The center is being led by Beloved Community Services Corporation and will be fully occupied by the University of Maryland, Baltimore’s ROAR Center. The restored building will be a one-stop shop for survivors of crime, with free legal help, case management, health-care management, counseling and therapy, social work, and nurse care management. It serves people even if they never reported the crime to police, using a trauma-informed, client-driven model.

Access to both legal help and mental-health care is often limited in the neighborhood. ROAR says it has helped more than 500 people over the past four years, and about 70% of those cases involved gun violence. The redevelopment is tied to the Justice Thurgood Marshall Amenity Center at PS 103 nearby.

Juanita Jackson Mitchell was the first Black woman to practice law in Maryland, and she shared the office with her husband, Clarence Mitchell Jr., an NAACP lobbyist and major civil-rights figure. The Marble Hill stretch of Druid Hill Avenue concentrated much of Baltimore’s Black civil-rights leadership, with nearby landmarks including Bethel A.M.E. Church.

Rev.

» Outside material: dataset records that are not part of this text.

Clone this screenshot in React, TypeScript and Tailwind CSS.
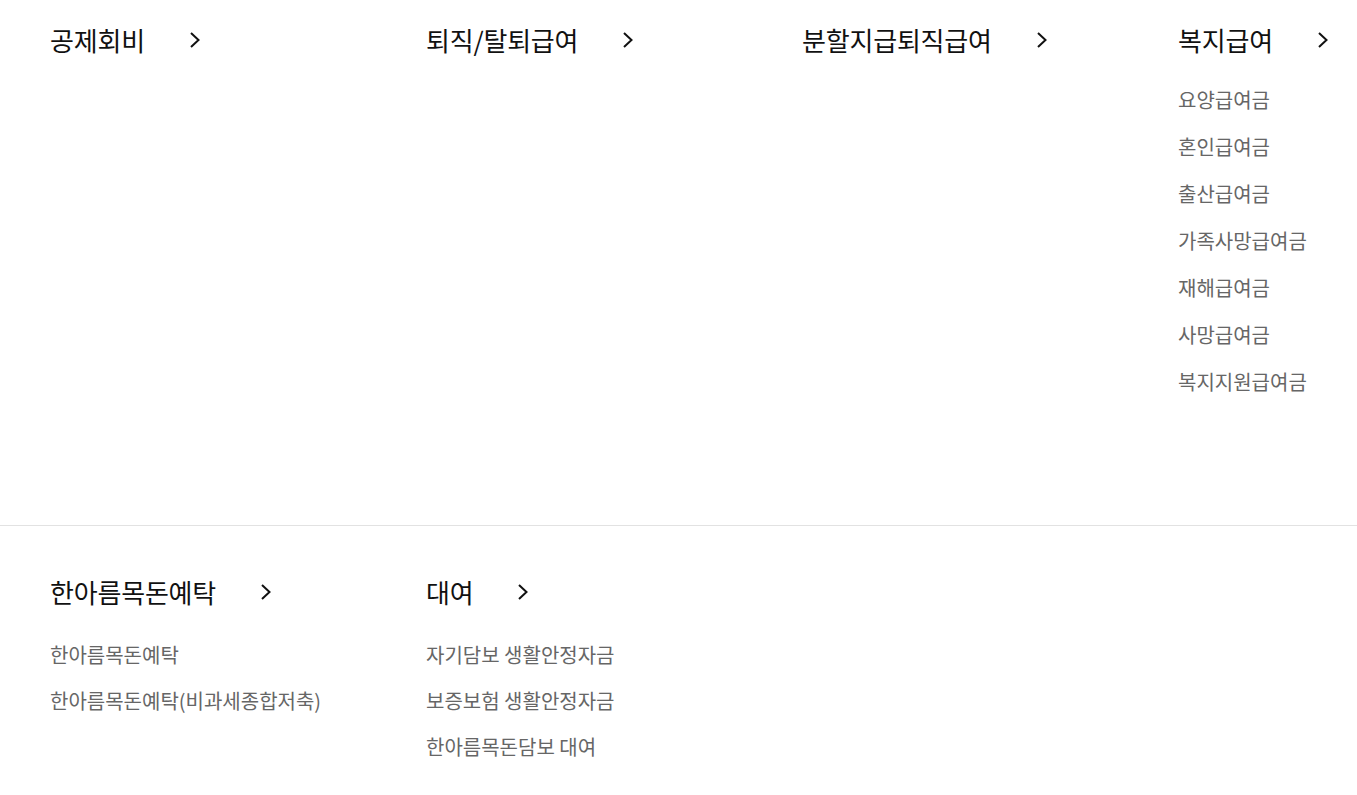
const FONT = "font-['Noto_Sans_CJK_KR','Noto_Sans',sans-serif]";

type Group = { title: string; items: string[] };

const top: Group[] = [
  { title: "공제회비", items: [] },
  { title: "퇴직/탈퇴급여", items: [] },
  { title: "분할지급퇴직급여", items: [] },
  {
    title: "복지급여",
    items: ["요양급여금", "혼인급여금", "출산급여금", "가족사망급여금", "재해급여금", "사망급여금", "복지지원급여금"],
  },
];

const bottom: Group[] = [
  { title: "한아름목돈예탁", items: ["한아름목돈예탁", "한아름목돈예탁(비과세종합저축)"] },
  { title: "대여", items: ["자기담보 생활안정자금", "보증보험 생활안정자금", "한아름목돈담보 대여"] },
];

function Chevron() {
  return (
    <svg width="12" height="18" viewBox="0 0 12 18" className="ml-[44px] shrink-0" fill="none">
      <path d="M2 2 L9.5 9 L2 16" stroke="#111" strokeWidth="2" />
    </svg>
  );
}

function Column({ g, list }: { g: Group; list: string }) {
  return (
    <div className="w-[376px] shrink-0">
      <a className="flex items-center text-[26px] leading-[34px] text-[#111] tracking-[-0.2px]">
        <span>{g.title}</span>
        <Chevron />
      </a>
      {g.items.length > 0 && (
        <ul className={list}>
          {g.items.map((it) => (
            <li key={it} className="text-[20px] text-[#666]">
              {it}
            </li>
          ))}
        </ul>
      )}
    </div>
  );
}

export default function App() {
  return (
    <div className={`min-h-screen bg-white overflow-hidden ${FONT}`}>
      {/* upper menu row */}
      <section className="flex pl-[50px] pt-[23px] pb-[120px] border-b border-[#e2e2e2]">
        {top.map((g) => (
          <Column key={g.title} g={g} list="mt-[19px] leading-[47px]" />
        ))}
      </section>
      {/* lower menu row */}
      <section className="flex pl-[50px] pt-[49px]">
        {bottom.map((g) => (
          <Column key={g.title} g={g} list="mt-[23px] leading-[46px]" />
        ))}
      </section>
    </div>
  );
}
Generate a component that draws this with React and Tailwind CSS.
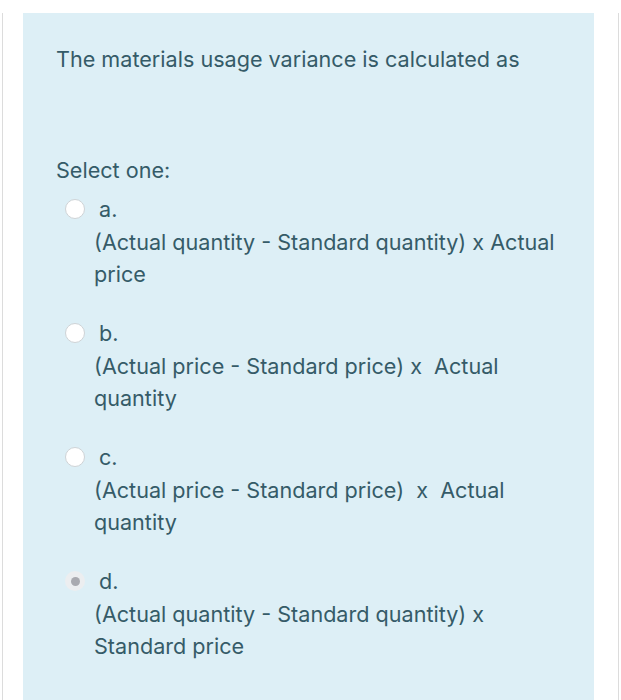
export default function App() {
  const options = [
    { l: "a.", t: ["(Actual quantity - Standard quantity) x Actual", "price"], sel: false },
    { l: "b.", t: ["(Actual price - Standard price) x  Actual", "quantity"], sel: false },
    { l: "c.", t: ["(Actual price - Standard price)  x  Actual", "quantity"], sel: false },
    { l: "d.", t: ["(Actual quantity - Standard quantity) x", "Standard price"], sel: true },
  ];
  return (
    <div className="w-[621px] h-[700px] bg-white overflow-hidden" style={{ fontFamily: "Inter, 'Noto Sans', sans-serif" }}>
      <div className="ml-[2px] w-[617px] h-[700px] border-l border-r border-[#dcdcdc] bg-white">
        <div className="ml-[20px] mt-[13px] w-[571px] h-[687px] bg-[#ddeff6] pl-[33px] pt-[30px] text-[#355b68] text-[21.6px] leading-[32px]">
          <div className="whitespace-pre">The materials usage variance is calculated as</div>
          <div className="mt-[79px]">Select one:</div>
          <div className="mt-[7px] flex flex-col gap-[27px]">
            {options.map((o) => (
              <div key={o.l}>
                <div className="flex items-center h-[32px]">
                  <div className="ml-[9px] w-[20px] h-[20px] flex items-center justify-center">
                    {o.sel ? (
                      <div className="w-[20px] h-[20px] rounded-full bg-[#eceef0] flex items-center justify-center">
                        <div className="w-[9px] h-[9px] rounded-full bg-[#a9aab0]" />
                      </div>
                    ) : (
                      <div className="w-[20px] h-[20px] rounded-full bg-white border border-[#cfd3d6]" />
                    )}
                  </div>
                  <span className="ml-[14px]">{o.l}</span>
                </div>
                <div className="pl-[38px] mt-[1px] whitespace-pre">
                  {o.t.map((x, i) => (
                    <div key={i}>{x}</div>
                  ))}
                </div>
              </div>
            ))}
          </div>
        </div>
      </div>
    </div>
  );
}
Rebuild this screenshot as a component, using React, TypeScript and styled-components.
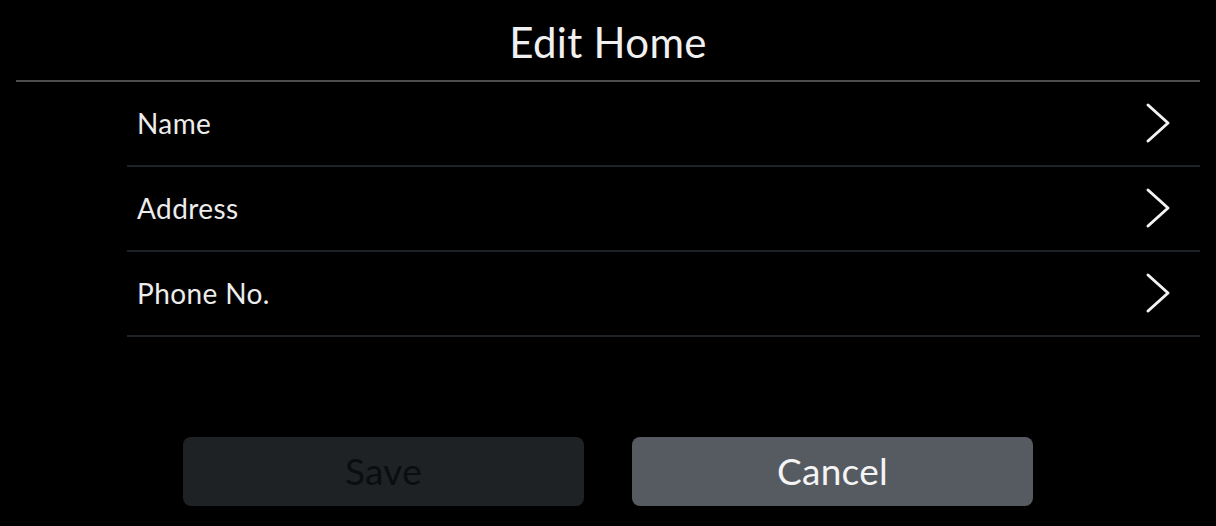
import React from 'react';
import styled, { createGlobalStyle } from 'styled-components';

const GlobalStyle = createGlobalStyle`
    html, body {
        margin: 0;
        padding: 0;
        background: #000;
    }
    body {
        font-family: Lato, "Open Sans", sans-serif;
        color: #f2f2f2;
    }
`;

const Screen = styled.div`
    width: 1216px;
    height: 526px;
    background: #000;
    display: flex;
    flex-direction: column;
`;

const Header = styled.header`
    height: 82px;
    margin: 0 16px;
    border-bottom: 2px solid #4d4d4d;
    display: flex;
    align-items: center;
    justify-content: center;
    box-sizing: border-box;
    padding-top: 4px;
`;

const Title = styled.h1`
    margin: 0;
    font-size: 42px;
    font-weight: 400;
    letter-spacing: 0.3px;
    color: #f0f0f0;
`;

const List = styled.ul`
    list-style: none;
    margin: 0 16px 0 127px;
    padding: 0;
`;

const Row = styled.li`
    height: 85px;
    box-sizing: border-box;
    border-bottom: 2px solid #1d2326;
    display: flex;
    align-items: center;
    justify-content: space-between;
    padding: 0 29px 2px 10px;
    cursor: pointer;
`;

const Label = styled.span`
    font-size: 28px;
    letter-spacing: 0.4px;
    color: #ececec;
`;

const Chevron = () => (
    <svg width="26" height="42" viewBox="0 0 26 42" fill="none">
        <path d="M3 3 L23 21 L3 39" stroke="#f2f2f2" strokeWidth="3" strokeLinecap="round" strokeLinejoin="round" />
    </svg>
);

const Footer = styled.div`
    margin-top: 100px;
    display: flex;
    justify-content: center;
    gap: 48px;
`;

const Button = styled.button<{ $primary?: boolean }>`
    width: 401px;
    height: 69px;
    border: none;
    border-radius: 8px;
    font-family: Lato, "Open Sans", sans-serif;
    font-size: 37px;
    letter-spacing: 0.3px;
    padding: 0 0 2px;
    background: ${({ $primary }) => ($primary ? '#1e2225' : '#565a61')};
    color: ${({ $primary }) => ($primary ? '#0b0d0e' : '#f4f4f4')};

    &:disabled {
        color: #0b0d0e;
        opacity: 1;
    }
`;

const items = ['Name', 'Address', 'Phone No.'];

export default function App() {
    return (
        <Screen>
            <GlobalStyle />
            <Header>
                <Title>Edit Home</Title>
            </Header>
            <List>
                {items.map((item) => (
                    <Row key={item}>
                        <Label>{item}</Label>
                        <Chevron />
                    </Row>
                ))}
            </List>
            <Footer>
                <Button $primary disabled>Save</Button>
                <Button>Cancel</Button>
            </Footer>
        </Screen>
    );
}
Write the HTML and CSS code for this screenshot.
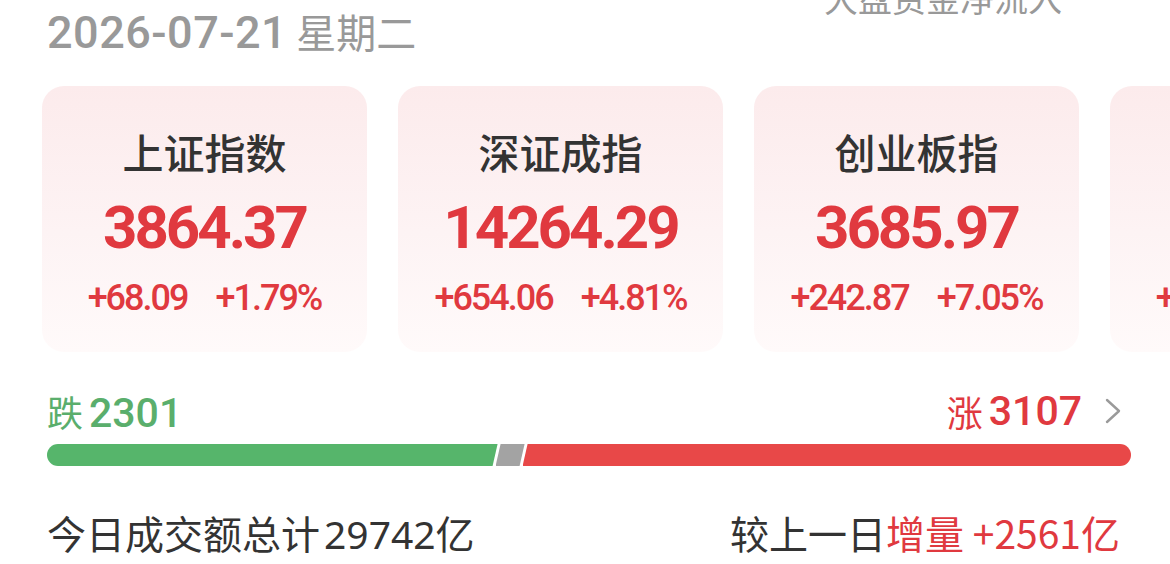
FILE: index.html
```html
<!DOCTYPE html>
<html lang="zh-CN">
<head>
    <meta charset="UTF-8">
    <meta name="viewport" content="width=device-width, initial-scale=1.0">
    <title>市场概况</title>
    <link rel="stylesheet" href="styles.css">
</head>
<body>

<div class="page">
    <div class="top">
        <div class="date"><span class="date-num">2026-07-21</span> 星期二</div>
        <div class="flow">大盘资金净流入</div>
    </div>

    <div class="cards">
        <div class="card">
            <div class="card-title">上证指数</div>
            <div class="card-value">3864.37</div>
            <div class="card-change"><span>+68.09</span><span>+1.79%</span></div>
        </div>
        <div class="card">
            <div class="card-title">深证成指</div>
            <div class="card-value">14264.29</div>
            <div class="card-change"><span>+654.06</span><span>+4.81%</span></div>
        </div>
        <div class="card">
            <div class="card-title">创业板指</div>
            <div class="card-value">3685.97</div>
            <div class="card-change"><span>+242.87</span><span>+7.05%</span></div>
        </div>
        <div class="card">
            <div class="card-title">科创综指</div>
            <div class="card-value">1365.42</div>
            <div class="card-change"><span>+58.21</span><span>+4.45%</span></div>
        </div>
    </div>

    <div class="breadth">
        <div class="fall">跌<span class="count">2301</span></div>
        <div class="rise">涨<span class="count">3107</span>
            <svg class="arrow" width="18" height="26" viewBox="0 0 18 26">
                <path d="M3 2 L15 13 L3 24" fill="none" stroke="#9a9a9a" stroke-width="2.4" stroke-linecap="round" stroke-linejoin="round"/>
            </svg>
        </div>
    </div>

    <div class="bar">
        <div class="seg seg-down" style="flex-grow: 2301"></div>
        <div class="seg seg-flat"></div>
        <div class="seg seg-up" style="flex-grow: 3107"></div>
    </div>

    <div class="volume">
        <div>今日成交额总计<span class="vol-num">29742</span>亿</div>
        <div>较上一日<span class="red">增量 +2561亿</span></div>
    </div>
</div>

</body>
</html>
```

FILE: styles.css
```css
body {
    margin: 0;
    background-color: #ffffff;
    font-family: "Noto Sans CJK SC", "Noto Sans", sans-serif;
    color: #333333;
    overflow: hidden;
}

.page {
    padding: 0 39px 0 47px;
}

.top {
    display: flex;
    justify-content: space-between;
    align-items: flex-start;
    height: 86px;
}

.date {
    font-size: 40px;
    line-height: 62px;
    color: #999999;
}

.date-num {
    font-family: Roboto, sans-serif;
    font-size: 45px;
    font-weight: 500;
    letter-spacing: 0.5px;
}

.flow {
    font-size: 34px;
    line-height: 40px;
    margin-top: -22px;
    margin-right: 69px;
    color: #999999;
}

.cards {
    display: flex;
    gap: 31px;
    margin-left: -5px;
}

.card {
    flex: 0 0 325px;
    height: 266px;
    padding-top: 40px;
    box-sizing: border-box;
    border-radius: 22px;
    background: linear-gradient(#fcebec, #fdf3f4 55%, #fffafa);
    text-align: center;
}

.card-title {
    font-size: 41px;
    font-weight: 500;
    line-height: 50px;
    color: #333333;
}

.card-value {
    margin-top: 20px;
    font-family: Roboto, sans-serif;
    font-size: 60px;
    font-weight: 700;
    line-height: 64px;
    letter-spacing: -3px;
    color: #e0393f;
}

.card-change {
    margin-top: 18px;
    display: flex;
    justify-content: center;
    gap: 28px;
    font-family: Roboto, sans-serif;
    font-size: 36px;
    font-weight: 500;
    line-height: 40px;
    letter-spacing: -2px;
    color: #e0393f;
}

.breadth {
    margin-top: 37px;
    display: flex;
    justify-content: space-between;
    align-items: center;
    height: 44px;
    font-size: 36px;
}

.fall {
    color: #5aae6c;
}

.rise {
    display: flex;
    align-items: center;
    color: #e0393f;
}

.count {
    margin-left: 6px;
    font-family: Roboto, sans-serif;
    font-size: 41px;
    font-weight: 500;
}

.arrow {
    margin-left: 22px;
    margin-right: 9px;
}

.bar {
    margin-top: 11px;
    display: flex;
    height: 22px;
    border-radius: 11px;
    overflow: hidden;
}

.seg {
    flex-basis: 0;
    height: 100%;
}

.seg + .seg {
    margin-left: -2px;
}

.seg-down {
    background-color: #56b56b;
    clip-path: polygon(0 0, 100% 0, calc(100% - 5px) 100%, 0 100%);
}

.seg-flat {
    flex: 0 0 29px;
    background-color: #a3a3a3;
    clip-path: polygon(5px 0, 100% 0, calc(100% - 5px) 100%, 0 100%);
}

.seg-up {
    background-color: #e84848;
    clip-path: polygon(5px 0, 100% 0, 100% 100%, 0 100%);
}

.volume {
    margin-top: 44px;
    padding-right: 11px;
    display: flex;
    justify-content: space-between;
    font-size: 39px;
    line-height: 44px;
    color: #333333;
}

.vol-num {
    margin-left: 4px;
    font-family: "Noto Sans", sans-serif;
}

.red {
    color: #e0393f;
}
```
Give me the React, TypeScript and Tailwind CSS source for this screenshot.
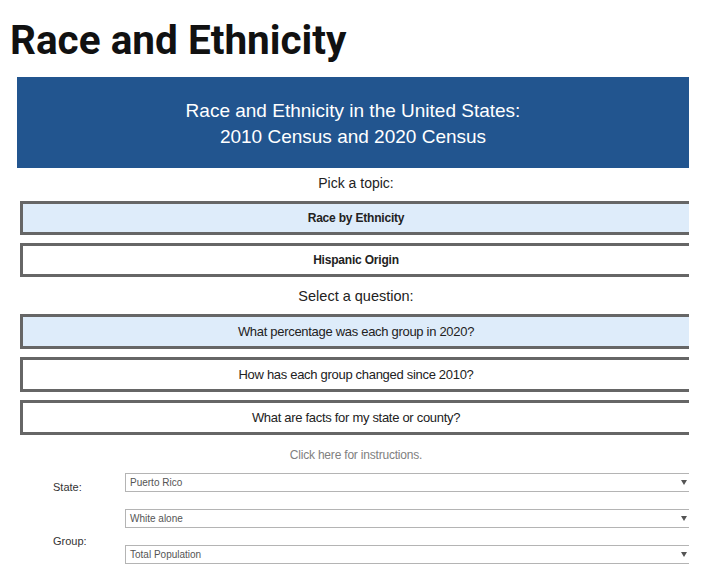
import React from "react"

const TOPICS = ["Race by Ethnicity", "Hispanic Origin"]
const QUESTIONS = [
  "What percentage was each group in 2020?",
  "How has each group changed since 2010?",
  "What are facts for my state or county?",
]

function ChoiceButton({ label, active, bold }: { label: string; active: boolean; bold?: boolean }) {
  return (
    <div
      className={`ml-[3px] w-[672px] flex items-center justify-center border-[3px] border-[#666666] text-[#222222] ${
        active ? "bg-[#deecfa]" : "bg-white"
      } ${bold ? "h-[34px] text-[12px] font-semibold tracking-[-0.2px]" : "h-[35px] text-[13px] tracking-[-0.3px]"}`}
    >
      {label}
    </div>
  )
}

// the right edge runs past the panel and gets clipped, as in the dashboard
function Dropdown({ value }: { value: string }) {
  return (
    <div className="h-[19px] w-[572px] border border-[#b4b4b4] bg-white flex items-center justify-between pl-[4px] pr-[9px] text-[10px] text-[#555555]">
      <span>{value}</span>
      <svg width="6" height="5" viewBox="0 0 6 5">
        <path d="M0 0 H6 L3 5 Z" fill="#555555" />
      </svg>
    </div>
  )
}

export default function App() {
  return (
    <div className="w-[710px] h-[574px] bg-white overflow-hidden" style={{ fontFamily: "'Liberation Sans', Arial, sans-serif" }}>
      <h1
        className="pl-[10px] pt-[16px] text-[40.5px] font-bold leading-[48px] text-[#111111]"
        style={{ fontFamily: "Roboto, 'Liberation Sans', sans-serif" }}
      >
        Race and Ethnicity
      </h1>

      <div className="ml-[17px] mt-[13px] w-[672px] overflow-hidden">
        <div className="h-[91px] bg-[#22558f] flex flex-col items-center justify-center text-white text-[19px] leading-[26px] pt-[2px]">
          <div>Race and Ethnicity in the United States:</div>
          <div>2010 Census and 2020 Census</div>
        </div>

        <div className="ml-[3px] w-[672px] text-center text-[14px] text-[#222222] h-[33px] leading-[30px]">
          Pick a topic:
        </div>
        <div className="flex flex-col gap-[8px]">
          {TOPICS.map((t, i) => (
            <ChoiceButton key={t} label={t} active={i === 0} bold />
          ))}
        </div>

        <div className="ml-[3px] w-[672px] text-center text-[14.5px] text-[#222222] h-[37px] leading-[38px]">
          Select a question:
        </div>
        <div className="flex flex-col gap-[8px]">
          {QUESTIONS.map((q, i) => (
            <ChoiceButton key={q} label={q} active={i === 0} />
          ))}
        </div>

        <div className="ml-[3px] w-[672px] text-center text-[12px] text-[#808080] h-[37px] leading-[40px] tracking-[-0.2px]">
          Click here for instructions.
        </div>

        <div className="flex">
          <div className="w-[108px] shrink-0 flex flex-col text-[11px] text-[#333333] pl-[36px]">
            <div className="pt-[7px]">State:</div>
            <div className="pt-[37px]">Group:</div>
          </div>
          <div className="flex flex-col gap-[17px] pt-[1px]">
            <Dropdown value="Puerto Rico" />
            <Dropdown value="White alone" />
            <Dropdown value="Total Population" />
          </div>
        </div>
      </div>
    </div>
  )
}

Alvin Hathaway, executive director of Beloved Community Services Corporation, called the office the “epicenter of power” in Black Baltimore during the civil-rights era.

The restoration was backed by $1.75 million in federal funding announced in April 2023 through Fiscal Year 2023 omnibus appropriations legislation. The redevelopment was completed in the third quarter of 2024, and the building later housed offices for the Lillie Carroll Jackson Museum after remaining in family ownership following Mitchell’s death in 1992.